== Information provided ==
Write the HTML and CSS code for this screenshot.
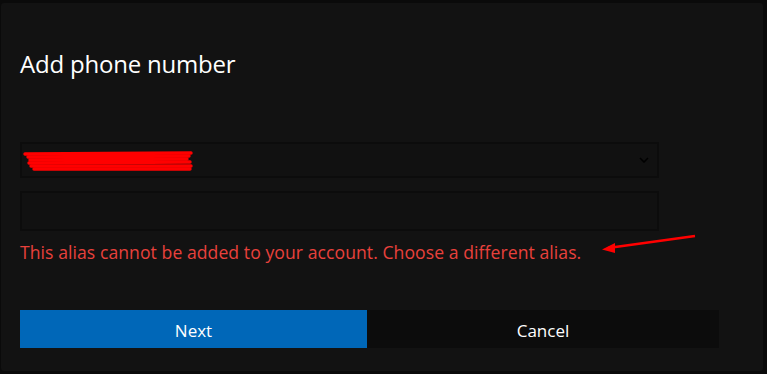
FILE: index.html
```html
<!DOCTYPE html>
<html lang="en">
  <head>
    <meta charset="UTF-8" />
    <meta name="viewport" content="width=device-width, initial-scale=1.0" />
    <title>Add phone number</title>
    <link rel="stylesheet" href="styles.css">
  </head>
  <body>
    <div class="dialog">
      <h1 class="title">Add phone number</h1>

      <div class="fields">
        <div class="select-box">
          <svg class="redacted" width="170" height="22" viewBox="0 0 170 22">
            <g stroke="#f00" stroke-width="3.4" stroke-linecap="round">
              <path d="M2 3 L168 2" />
              <path d="M5 6 L166 5" />
              <path d="M7 9 L164 8" />
              <path d="M6 12 L167 11" />
              <path d="M8 15 L168 15" />
              <path d="M11 18 L167 18" />
            </g>
          </svg>
          <svg class="chevron" width="10" height="6" viewBox="0 0 10 6">
            <path d="M1 1 L5 5 L9 1" fill="none" stroke="#000" stroke-width="1.6" />
          </svg>
        </div>
        <div class="text-box"></div>
        <div class="error-row">
          <p class="error">This alias cannot be added to your account. Choose a different alias.</p>
          <svg class="arrow" width="100" height="20" viewBox="0 0 100 20">
            <path d="M8 15 L95 3" stroke="#f00" stroke-width="2.5" />
            <path d="M2 16.5 L15 10 L15 20 Z" fill="#f00" />
          </svg>
        </div>
      </div>

      <div class="buttons">
        <button type="button" class="btn btn-primary">Next</button>
        <button type="button" class="btn btn-secondary">Cancel</button>
      </div>
    </div>
  </body>
</html>
```

FILE: styles.css
```css
body {
  margin: 0;
  padding: 3px 4px 3px 1px;
  background-color: #0a0a0a;
  font-family: "Open Sans", "Noto Sans", sans-serif;
  color: #fff;
  height: 374px;
  box-sizing: border-box;
}

.dialog {
  background-color: #121212;
  border-radius: 3px;
  height: 100%;
  box-sizing: border-box;
  padding: 0 43px 0 19px;
  display: flex;
  flex-direction: column;
}

.title {
  margin: 45px 0 0 0;
  font-size: 24px;
  font-weight: 400;
  line-height: 32px;
  letter-spacing: -0.2px;
}

.fields {
  margin-top: 62px;
  width: 639px;
}

.select-box,
.text-box {
  box-sizing: border-box;
  border: 2px solid #0c0c0c;
  background-color: #111;
}

.select-box {
  height: 36px;
  display: flex;
  align-items: center;
  justify-content: space-between;
  padding: 0 8px 0 1px;
}

.redacted {
  display: block;
  margin-top: 3px;
}

.text-box {
  height: 40px;
  margin-top: 13px;
}

.error-row {
  position: relative;
  margin-top: 9px;
}

.error {
  margin: 0;
  font-size: 17.6px;
  line-height: 24px;
  color: #e8413c;
  letter-spacing: 0.06px;
}

.arrow {
  position: absolute;
  left: 580px;
  top: -7px;
}

.buttons {
  margin-top: 46px;
  display: flex;
  width: 699px;
}

.btn {
  height: 38px;
  border: none;
  font-family: inherit;
  font-size: 17px;
  color: #fff;
  padding: 2px 0 0 0;
}

.btn-primary {
  width: 347px;
  background-color: #0067b8;
}

.btn-secondary {
  flex: 1;
  background-color: #0c0c0c;
}
```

== Set problem ==
Your task is to repeat the data above exactly while excluding the pictures.

== Answer to the task ==
Write the HTML and CSS code for this screenshot.
FILE: index.html
```html
<!DOCTYPE html>
<html lang="en">
  <head>
    <meta charset="UTF-8" />
    <meta name="viewport" content="width=device-width, initial-scale=1.0" />
    <title>Add phone number</title>
    <link rel="stylesheet" href="styles.css">
  </head>
  <body>
    <div class="dialog">
      <h1 class="title">Add phone number</h1>

      <div class="fields">
        <div class="select-box">
          <svg class="redacted" width="170" height="22" viewBox="0 0 170 22">
            <g stroke="#f00" stroke-width="3.4" stroke-linecap="round">
              <path d="M2 3 L168 2" />
              <path d="M5 6 L166 5" />
              <path d="M7 9 L164 8" />
              <path d="M6 12 L167 11" />
              <path d="M8 15 L168 15" />
              <path d="M11 18 L167 18" />
            </g>
          </svg>
          <svg class="chevron" width="10" height="6" viewBox="0 0 10 6">
            <path d="M1 1 L5 5 L9 1" fill="none" stroke="#000" stroke-width="1.6" />
          </svg>
        </div>
        <div class="text-box"></div>
        <div class="error-row">
          <p class="error">This alias cannot be added to your account. Choose a different alias.</p>
          <svg class="arrow" width="100" height="20" viewBox="0 0 100 20">
            <path d="M8 15 L95 3" stroke="#f00" stroke-width="2.5" />
            <path d="M2 16.5 L15 10 L15 20 Z" fill="#f00" />
          </svg>
        </div>
      </div>

      <div class="buttons">
        <button type="button" class="btn btn-primary">Next</button>
        <button type="button" class="btn btn-secondary">Cancel</button>
      </div>
    </div>
  </body>
</html>
```

FILE: styles.css
```css
body {
  margin: 0;
  padding: 3px 4px 3px 1px;
  background-color: #0a0a0a;
  font-family: "Open Sans", "Noto Sans", sans-serif;
  color: #fff;
  height: 374px;
  box-sizing: border-box;
}

.dialog {
  background-color: #121212;
  border-radius: 3px;
  height: 100%;
  box-sizing: border-box;
  padding: 0 43px 0 19px;
  display: flex;
  flex-direction: column;
}

.title {
  margin: 45px 0 0 0;
  font-size: 24px;
  font-weight: 400;
  line-height: 32px;
  letter-spacing: -0.2px;
}

.fields {
  margin-top: 62px;
  width: 639px;
}

.select-box,
.text-box {
  box-sizing: border-box;
  border: 2px solid #0c0c0c;
  background-color: #111;
}

.select-box {
  height: 36px;
  display: flex;
  align-items: center;
  justify-content: space-between;
  padding: 0 8px 0 1px;
}

.redacted {
  display: block;
  margin-top: 3px;
}

.text-box {
  height: 40px;
  margin-top: 13px;
}

.error-row {
  position: relative;
  margin-top: 9px;
}

.error {
  margin: 0;
  font-size: 17.6px;
  line-height: 24px;
  color: #e8413c;
  letter-spacing: 0.06px;
}

.arrow {
  position: absolute;
  left: 580px;
  top: -7px;
}

.buttons {
  margin-top: 46px;
  display: flex;
  width: 699px;
}

.btn {
  height: 38px;
  border: none;
  font-family: inherit;
  font-size: 17px;
  color: #fff;
  padding: 2px 0 0 0;
}

.btn-primary {
  width: 347px;
  background-color: #0067b8;
}

.btn-secondary {
  flex: 1;
  background-color: #0c0c0c;
}
```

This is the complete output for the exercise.